WORK TO COMPLETE:
Make an exact copy of the lines, leaving the pictures out.
━━━━━ PROVIDED DATA ━━━━━
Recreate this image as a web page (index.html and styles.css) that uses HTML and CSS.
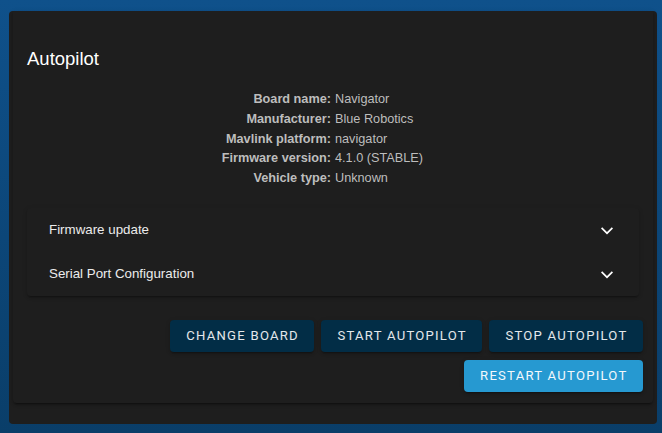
FILE: index.html
```html
<!DOCTYPE html>
<html lang="en">
<head>
<meta charset="utf-8">
<title>Autopilot</title>
<link rel="stylesheet" href="styles.css">
</head>
<body>
<div class="outer-card">
  <div class="inner-card">
    <h1 class="card-title">Autopilot</h1>
    <div class="info-grid">
      <span class="info-label">Board name:</span><span class="info-value">Navigator</span>
      <span class="info-label">Manufacturer:</span><span class="info-value">Blue Robotics</span>
      <span class="info-label">Mavlink platform:</span><span class="info-value">navigator</span>
      <span class="info-label">Firmware version:</span><span class="info-value">4.1.0 (STABLE)</span>
      <span class="info-label">Vehicle type:</span><span class="info-value">Unknown</span>
    </div>
    <div class="panels">
      <div class="panel-header">
        <span>Firmware update</span>
        <svg class="chevron" viewBox="0 0 20 20"><path d="M5.2 7.2 L10 12 L14.8 7.2 L16 8.4 L10 14.4 L4 8.4 Z" fill="currentColor"/></svg>
      </div>
      <div class="panel-header">
        <span>Serial Port Configuration</span>
        <svg class="chevron" viewBox="0 0 20 20"><path d="M5.2 7.2 L10 12 L14.8 7.2 L16 8.4 L10 14.4 L4 8.4 Z" fill="currentColor"/></svg>
      </div>
    </div>
    <div class="actions">
      <button class="btn btn-dark">Change board</button>
      <button class="btn btn-dark">Start autopilot</button>
      <button class="btn btn-dark">Stop autopilot</button>
      <button class="btn btn-light">Restart autopilot</button>
    </div>
  </div>
</div>
</body>
</html>
```

FILE: styles.css
```css
* { box-sizing: border-box; }
html {
  height: 100%;
  background: linear-gradient(180deg, #0f518b 0%, #0c4678 55%, #0a3e69 100%);
}
body {
  margin: 0;
  height: 100%;
  font-family: "Liberation Sans", Arial, sans-serif;
  overflow: hidden;
}
.outer-card {
  margin: 11px 0 0 9px;
  width: 648px;
  height: 413px;
  background: #1e1e1e;
  border-radius: 4px;
  padding: 0 4px 21px 4px;
}
.inner-card {
  background: #1e1e1e;
  border-radius: 0 0 4px 4px;
  box-shadow: 0 3px 1px -2px rgba(0,0,0,.25), 0 2px 2px 0 rgba(0,0,0,.16), 0 1px 5px 0 rgba(0,0,0,.14);
  padding: 32px 0 11px 0;
}
.card-title {
  margin: 0;
  padding: 0 14px;
  font-size: 18.5px;
  font-weight: 400;
  line-height: 32px;
  color: #ffffff;
}
.info-grid {
  margin: 15px 14px 0 14px;
  display: grid;
  grid-template-columns: 1fr 1fr;
  column-gap: 4px;
  font-size: 12.7px;
  line-height: 19.75px;
  color: #bdbdbd;
}
.info-label {
  text-align: right;
  font-weight: 700;
}
.info-value {
  text-align: left;
}
.panels {
  margin: 19px 14px 0 14px;
  background: #1e1e1e;
  border-radius: 4px;
  box-shadow: 0 3px 1px -2px rgba(0,0,0,.2), 0 2px 2px 0 rgba(0,0,0,.14), 0 1px 5px 0 rgba(0,0,0,.12);
}
.panel-header {
  height: 44px;
  display: flex;
  align-items: center;
  justify-content: space-between;
  padding: 0 22px;
  font-size: 13.33px;
  color: #ececec;
}
.chevron {
  width: 20px;
  height: 20px;
  color: #ffffff;
}
.actions {
  margin-top: 24px;
  padding: 0 10px 0 14px;
  display: flex;
  flex-wrap: wrap;
  justify-content: flex-end;
  gap: 8px 7px;
}
.btn {
  height: 32px;
  padding: 0 15.5px 0 16px;
  border: none;
  border-radius: 4px;
  font-family: Roboto, "Liberation Sans", sans-serif;
  font-size: 13.1px;
  font-weight: 400;
  letter-spacing: 1.25px;
  text-transform: uppercase;
  color: #e4e8eb;
  cursor: pointer;
  box-shadow: 0 3px 1px -2px rgba(0,0,0,.2), 0 2px 2px 0 rgba(0,0,0,.14), 0 1px 5px 0 rgba(0,0,0,.12);
}
.btn-dark { background: #022d46; }
.btn-light { background: #2699d1; color: #f2f8fc; }
```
━━━━━
WRITTEN ANSWER:
Recreate this image as a web page (index.html and styles.css) that uses HTML and CSS.
FILE: index.html
```html
<!DOCTYPE html>
<html lang="en">
<head>
<meta charset="utf-8">
<title>Autopilot</title>
<link rel="stylesheet" href="styles.css">
</head>
<body>
<div class="outer-card">
  <div class="inner-card">
    <h1 class="card-title">Autopilot</h1>
    <div class="info-grid">
      <span class="info-label">Board name:</span><span class="info-value">Navigator</span>
      <span class="info-label">Manufacturer:</span><span class="info-value">Blue Robotics</span>
      <span class="info-label">Mavlink platform:</span><span class="info-value">navigator</span>
      <span class="info-label">Firmware version:</span><span class="info-value">4.1.0 (STABLE)</span>
      <span class="info-label">Vehicle type:</span><span class="info-value">Unknown</span>
    </div>
    <div class="panels">
      <div class="panel-header">
        <span>Firmware update</span>
        <svg class="chevron" viewBox="0 0 20 20"><path d="M5.2 7.2 L10 12 L14.8 7.2 L16 8.4 L10 14.4 L4 8.4 Z" fill="currentColor"/></svg>
      </div>
      <div class="panel-header">
        <span>Serial Port Configuration</span>
        <svg class="chevron" viewBox="0 0 20 20"><path d="M5.2 7.2 L10 12 L14.8 7.2 L16 8.4 L10 14.4 L4 8.4 Z" fill="currentColor"/></svg>
      </div>
    </div>
    <div class="actions">
      <button class="btn btn-dark">Change board</button>
      <button class="btn btn-dark">Start autopilot</button>
      <button class="btn btn-dark">Stop autopilot</button>
      <button class="btn btn-light">Restart autopilot</button>
    </div>
  </div>
</div>
</body>
</html>
```

FILE: styles.css
```css
* { box-sizing: border-box; }
html {
  height: 100%;
  background: linear-gradient(180deg, #0f518b 0%, #0c4678 55%, #0a3e69 100%);
}
body {
  margin: 0;
  height: 100%;
  font-family: "Liberation Sans", Arial, sans-serif;
  overflow: hidden;
}
.outer-card {
  margin: 11px 0 0 9px;
  width: 648px;
  height: 413px;
  background: #1e1e1e;
  border-radius: 4px;
  padding: 0 4px 21px 4px;
}
.inner-card {
  background: #1e1e1e;
  border-radius: 0 0 4px 4px;
  box-shadow: 0 3px 1px -2px rgba(0,0,0,.25), 0 2px 2px 0 rgba(0,0,0,.16), 0 1px 5px 0 rgba(0,0,0,.14);
  padding: 32px 0 11px 0;
}
.card-title {
  margin: 0;
  padding: 0 14px;
  font-size: 18.5px;
  font-weight: 400;
  line-height: 32px;
  color: #ffffff;
}
.info-grid {
  margin: 15px 14px 0 14px;
  display: grid;
  grid-template-columns: 1fr 1fr;
  column-gap: 4px;
  font-size: 12.7px;
  line-height: 19.75px;
  color: #bdbdbd;
}
.info-label {
  text-align: right;
  font-weight: 700;
}
.info-value {
  text-align: left;
}
.panels {
  margin: 19px 14px 0 14px;
  background: #1e1e1e;
  border-radius: 4px;
  box-shadow: 0 3px 1px -2px rgba(0,0,0,.2), 0 2px 2px 0 rgba(0,0,0,.14), 0 1px 5px 0 rgba(0,0,0,.12);
}
.panel-header {
  height: 44px;
  display: flex;
  align-items: center;
  justify-content: space-between;
  padding: 0 22px;
  font-size: 13.33px;
  color: #ececec;
}
.chevron {
  width: 20px;
  height: 20px;
  color: #ffffff;
}
.actions {
  margin-top: 24px;
  padding: 0 10px 0 14px;
  display: flex;
  flex-wrap: wrap;
  justify-content: flex-end;
  gap: 8px 7px;
}
.btn {
  height: 32px;
  padding: 0 15.5px 0 16px;
  border: none;
  border-radius: 4px;
  font-family: Roboto, "Liberation Sans", sans-serif;
  font-size: 13.1px;
  font-weight: 400;
  letter-spacing: 1.25px;
  text-transform: uppercase;
  color: #e4e8eb;
  cursor: pointer;
  box-shadow: 0 3px 1px -2px rgba(0,0,0,.2), 0 2px 2px 0 rgba(0,0,0,.14), 0 1px 5px 0 rgba(0,0,0,.12);
}
.btn-dark { background: #022d46; }
.btn-light { background: #2699d1; color: #f2f8fc; }
```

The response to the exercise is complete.